PROMPT =
An exact copy of all the data is required, with pictures left out.
#### INFORMATION PROVIDED
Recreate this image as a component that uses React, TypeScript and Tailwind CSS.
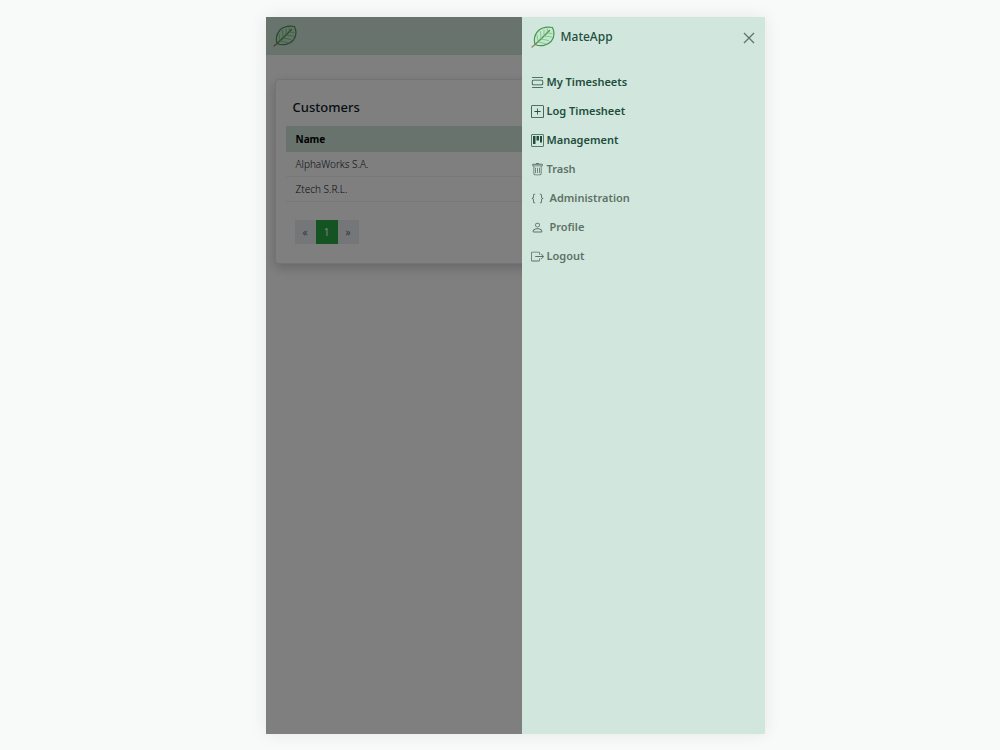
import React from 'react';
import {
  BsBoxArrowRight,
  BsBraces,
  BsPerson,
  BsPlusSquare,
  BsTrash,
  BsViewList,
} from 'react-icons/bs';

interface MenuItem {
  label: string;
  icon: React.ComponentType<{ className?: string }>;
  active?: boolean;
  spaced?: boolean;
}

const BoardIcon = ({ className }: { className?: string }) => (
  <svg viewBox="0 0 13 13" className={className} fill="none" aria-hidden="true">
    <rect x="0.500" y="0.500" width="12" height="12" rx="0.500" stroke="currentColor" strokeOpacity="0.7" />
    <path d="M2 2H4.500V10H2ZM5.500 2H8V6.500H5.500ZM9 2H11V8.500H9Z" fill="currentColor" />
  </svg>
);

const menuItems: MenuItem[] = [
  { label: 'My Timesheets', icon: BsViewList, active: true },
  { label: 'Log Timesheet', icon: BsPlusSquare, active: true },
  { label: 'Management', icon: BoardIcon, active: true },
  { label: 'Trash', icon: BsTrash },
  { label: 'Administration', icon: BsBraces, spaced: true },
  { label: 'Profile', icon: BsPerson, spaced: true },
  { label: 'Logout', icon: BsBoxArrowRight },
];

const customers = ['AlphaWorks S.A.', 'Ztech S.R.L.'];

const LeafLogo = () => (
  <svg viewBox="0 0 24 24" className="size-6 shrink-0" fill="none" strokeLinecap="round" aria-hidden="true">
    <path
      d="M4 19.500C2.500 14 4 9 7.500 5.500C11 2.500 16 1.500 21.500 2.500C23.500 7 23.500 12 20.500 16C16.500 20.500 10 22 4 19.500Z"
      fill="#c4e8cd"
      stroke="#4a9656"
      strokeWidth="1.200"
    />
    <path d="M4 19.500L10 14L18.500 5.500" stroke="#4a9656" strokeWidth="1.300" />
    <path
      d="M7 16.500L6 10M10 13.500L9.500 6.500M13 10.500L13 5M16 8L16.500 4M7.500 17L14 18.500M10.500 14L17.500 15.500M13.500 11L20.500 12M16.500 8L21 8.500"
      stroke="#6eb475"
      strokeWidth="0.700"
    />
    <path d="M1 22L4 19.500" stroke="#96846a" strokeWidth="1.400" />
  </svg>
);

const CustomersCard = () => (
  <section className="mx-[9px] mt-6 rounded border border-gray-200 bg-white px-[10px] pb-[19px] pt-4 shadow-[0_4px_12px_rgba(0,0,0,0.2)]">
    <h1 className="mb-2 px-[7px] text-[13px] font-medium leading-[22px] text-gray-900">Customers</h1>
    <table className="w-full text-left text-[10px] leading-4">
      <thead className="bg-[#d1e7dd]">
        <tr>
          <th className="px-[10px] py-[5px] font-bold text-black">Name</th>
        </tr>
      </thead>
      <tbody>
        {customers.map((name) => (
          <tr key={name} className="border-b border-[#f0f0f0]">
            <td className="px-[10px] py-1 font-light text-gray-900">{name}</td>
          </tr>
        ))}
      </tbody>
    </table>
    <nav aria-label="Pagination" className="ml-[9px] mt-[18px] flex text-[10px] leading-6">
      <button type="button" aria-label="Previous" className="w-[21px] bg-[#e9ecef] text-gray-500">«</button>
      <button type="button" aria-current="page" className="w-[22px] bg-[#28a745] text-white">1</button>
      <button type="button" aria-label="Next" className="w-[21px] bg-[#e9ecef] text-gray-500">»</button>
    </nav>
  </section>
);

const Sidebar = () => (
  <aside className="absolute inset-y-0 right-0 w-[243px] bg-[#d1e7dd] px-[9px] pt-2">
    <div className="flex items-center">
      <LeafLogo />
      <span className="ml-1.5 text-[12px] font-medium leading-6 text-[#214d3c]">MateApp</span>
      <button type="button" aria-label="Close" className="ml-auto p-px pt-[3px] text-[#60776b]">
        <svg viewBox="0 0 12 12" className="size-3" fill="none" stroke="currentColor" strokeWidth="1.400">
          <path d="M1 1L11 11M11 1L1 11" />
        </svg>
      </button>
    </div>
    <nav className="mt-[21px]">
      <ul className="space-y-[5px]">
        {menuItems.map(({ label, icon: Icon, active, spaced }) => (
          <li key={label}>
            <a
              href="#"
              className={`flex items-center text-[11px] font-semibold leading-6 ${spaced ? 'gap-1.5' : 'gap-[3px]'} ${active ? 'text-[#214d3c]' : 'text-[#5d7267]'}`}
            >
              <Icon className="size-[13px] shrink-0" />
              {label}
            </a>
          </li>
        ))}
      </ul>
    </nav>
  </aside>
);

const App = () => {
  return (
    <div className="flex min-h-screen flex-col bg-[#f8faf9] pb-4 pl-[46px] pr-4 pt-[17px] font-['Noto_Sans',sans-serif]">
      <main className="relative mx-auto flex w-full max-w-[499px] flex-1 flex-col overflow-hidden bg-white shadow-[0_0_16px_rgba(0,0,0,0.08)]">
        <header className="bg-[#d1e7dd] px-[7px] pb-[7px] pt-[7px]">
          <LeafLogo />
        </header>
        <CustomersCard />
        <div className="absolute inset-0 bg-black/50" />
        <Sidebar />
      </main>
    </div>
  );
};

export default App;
########
RESULT =
Recreate this image as a component that uses React, TypeScript and Tailwind CSS.
import React from 'react';
import {
  BsBoxArrowRight,
  BsBraces,
  BsPerson,
  BsPlusSquare,
  BsTrash,
  BsViewList,
} from 'react-icons/bs';

interface MenuItem {
  label: string;
  icon: React.ComponentType<{ className?: string }>;
  active?: boolean;
  spaced?: boolean;
}

const BoardIcon = ({ className }: { className?: string }) => (
  <svg viewBox="0 0 13 13" className={className} fill="none" aria-hidden="true">
    <rect x="0.500" y="0.500" width="12" height="12" rx="0.500" stroke="currentColor" strokeOpacity="0.7" />
    <path d="M2 2H4.500V10H2ZM5.500 2H8V6.500H5.500ZM9 2H11V8.500H9Z" fill="currentColor" />
  </svg>
);

const menuItems: MenuItem[] = [
  { label: 'My Timesheets', icon: BsViewList, active: true },
  { label: 'Log Timesheet', icon: BsPlusSquare, active: true },
  { label: 'Management', icon: BoardIcon, active: true },
  { label: 'Trash', icon: BsTrash },
  { label: 'Administration', icon: BsBraces, spaced: true },
  { label: 'Profile', icon: BsPerson, spaced: true },
  { label: 'Logout', icon: BsBoxArrowRight },
];

const customers = ['AlphaWorks S.A.', 'Ztech S.R.L.'];

const LeafLogo = () => (
  <svg viewBox="0 0 24 24" className="size-6 shrink-0" fill="none" strokeLinecap="round" aria-hidden="true">
    <path
      d="M4 19.500C2.500 14 4 9 7.500 5.500C11 2.500 16 1.500 21.500 2.500C23.500 7 23.500 12 20.500 16C16.500 20.500 10 22 4 19.500Z"
      fill="#c4e8cd"
      stroke="#4a9656"
      strokeWidth="1.200"
    />
    <path d="M4 19.500L10 14L18.500 5.500" stroke="#4a9656" strokeWidth="1.300" />
    <path
      d="M7 16.500L6 10M10 13.500L9.500 6.500M13 10.500L13 5M16 8L16.500 4M7.500 17L14 18.500M10.500 14L17.500 15.500M13.500 11L20.500 12M16.500 8L21 8.500"
      stroke="#6eb475"
      strokeWidth="0.700"
    />
    <path d="M1 22L4 19.500" stroke="#96846a" strokeWidth="1.400" />
  </svg>
);

const CustomersCard = () => (
  <section className="mx-[9px] mt-6 rounded border border-gray-200 bg-white px-[10px] pb-[19px] pt-4 shadow-[0_4px_12px_rgba(0,0,0,0.2)]">
    <h1 className="mb-2 px-[7px] text-[13px] font-medium leading-[22px] text-gray-900">Customers</h1>
    <table className="w-full text-left text-[10px] leading-4">
      <thead className="bg-[#d1e7dd]">
        <tr>
          <th className="px-[10px] py-[5px] font-bold text-black">Name</th>
        </tr>
      </thead>
      <tbody>
        {customers.map((name) => (
          <tr key={name} className="border-b border-[#f0f0f0]">
            <td className="px-[10px] py-1 font-light text-gray-900">{name}</td>
          </tr>
        ))}
      </tbody>
    </table>
    <nav aria-label="Pagination" className="ml-[9px] mt-[18px] flex text-[10px] leading-6">
      <button type="button" aria-label="Previous" className="w-[21px] bg-[#e9ecef] text-gray-500">«</button>
      <button type="button" aria-current="page" className="w-[22px] bg-[#28a745] text-white">1</button>
      <button type="button" aria-label="Next" className="w-[21px] bg-[#e9ecef] text-gray-500">»</button>
    </nav>
  </section>
);

const Sidebar = () => (
  <aside className="absolute inset-y-0 right-0 w-[243px] bg-[#d1e7dd] px-[9px] pt-2">
    <div className="flex items-center">
      <LeafLogo />
      <span className="ml-1.5 text-[12px] font-medium leading-6 text-[#214d3c]">MateApp</span>
      <button type="button" aria-label="Close" className="ml-auto p-px pt-[3px] text-[#60776b]">
        <svg viewBox="0 0 12 12" className="size-3" fill="none" stroke="currentColor" strokeWidth="1.400">
          <path d="M1 1L11 11M11 1L1 11" />
        </svg>
      </button>
    </div>
    <nav className="mt-[21px]">
      <ul className="space-y-[5px]">
        {menuItems.map(({ label, icon: Icon, active, spaced }) => (
          <li key={label}>
            <a
              href="#"
              className={`flex items-center text-[11px] font-semibold leading-6 ${spaced ? 'gap-1.5' : 'gap-[3px]'} ${active ? 'text-[#214d3c]' : 'text-[#5d7267]'}`}
            >
              <Icon className="size-[13px] shrink-0" />
              {label}
            </a>
          </li>
        ))}
      </ul>
    </nav>
  </aside>
);

const App = () => {
  return (
    <div className="flex min-h-screen flex-col bg-[#f8faf9] pb-4 pl-[46px] pr-4 pt-[17px] font-['Noto_Sans',sans-serif]">
      <main className="relative mx-auto flex w-full max-w-[499px] flex-1 flex-col overflow-hidden bg-white shadow-[0_0_16px_rgba(0,0,0,0.08)]">
        <header className="bg-[#d1e7dd] px-[7px] pb-[7px] pt-[7px]">
          <LeafLogo />
        </header>
        <CustomersCard />
        <div className="absolute inset-0 bg-black/50" />
        <Sidebar />
      </main>
    </div>
  );
};

export default App;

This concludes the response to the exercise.